Selain itu, budaya akademik kita belum sepenuhnya menghargai kerja sosial sebagai bentuk riset yang sahih. Pengabdian masyarakat masih dianggap pelengkap, bukan bagian dari inovasi akademik. Padahal, di banyak negara maju, proyek sosial berbasis riset justru menjadi ruang utama untuk menghasilkan inovasi.

Saran Konstruktif: Dari Gagasan ke Gerakan

Agar “kampus berdampak” tidak menjadi jargon musiman, perlu langkah serius dan terukur. Pertama, Kemendikbudristek perlu menyusun indikator dampak sosial yang terstandar untuk seluruh perguruan tinggi. Dampak harus diukur bukan dari jumlah kegiatan, melainkan dari perubahan kapasitas masyarakat, keberlanjutan usaha, dan adopsi inovasi lokal.

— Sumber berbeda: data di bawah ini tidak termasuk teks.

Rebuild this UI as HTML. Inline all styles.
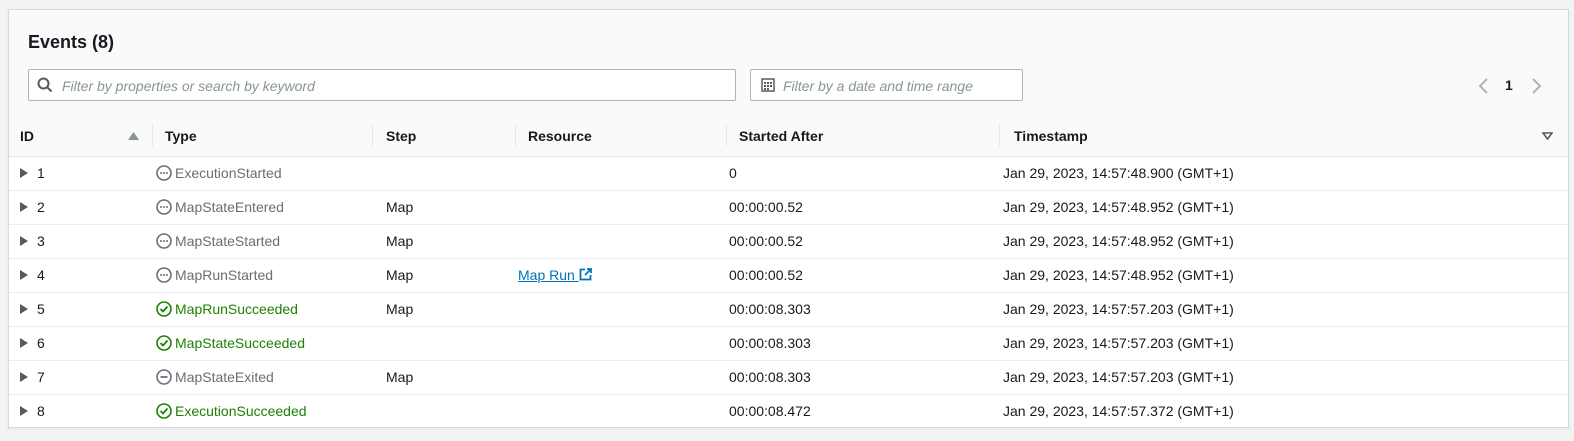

Kedua, perlu perubahan paradigma dalam akreditasi dan penilaian kinerja dosen. Sistem penilaian yang terlalu menitikberatkan pada publikasi ilmiah internasional perlu dilengkapi dengan bobot untuk karya sosial berdampak nyata. Regulasi turunan dari Permendikbud No. 3 Tahun 2020 tentang Standar Nasional Pendidikan Tinggi dapat diperluas untuk mengakomodasi pengakuan terhadap “output sosial”.

Ketiga, perlu kolaborasi lintas aktor. Dunia usaha, pemerintah daerah, dan lembaga masyarakat sipil harus menjadi bagian dari ekosistem kampus berdampak. Kampus bukan pemain tunggal, melainkan katalis yang menyatukan banyak kekuatan.

Keempat, penguatan kapasitas mahasiswa sebagai agen perubahan sosial harus menjadi prioritas. Mereka perlu dilatih bukan hanya berpikir kritis, tetapi juga berempati dan beraksi di dunia nyata.

Penutup

Gagasan besar hanya akan bermakna jika melahirkan perubahan nyata.”
Kampus berdampak adalah ide mulia — tetapi jika tidak diikuti dengan komitmen, pengukuran, dan keberlanjutan, ia akan lenyap seperti jargon reformasi akademik sebelumnya.

Kita membutuhkan kampus yang tidak hanya melahirkan sarjana, tetapi juga pembaharu sosial. Kampus yang tidak hanya berbicara tentang perubahan, tetapi menjadi bagian dari perubahan itu sendiri.

Itulah makna sejati dari “kampus berdampak” bukan sekadar gagasan, melainkan gerakan.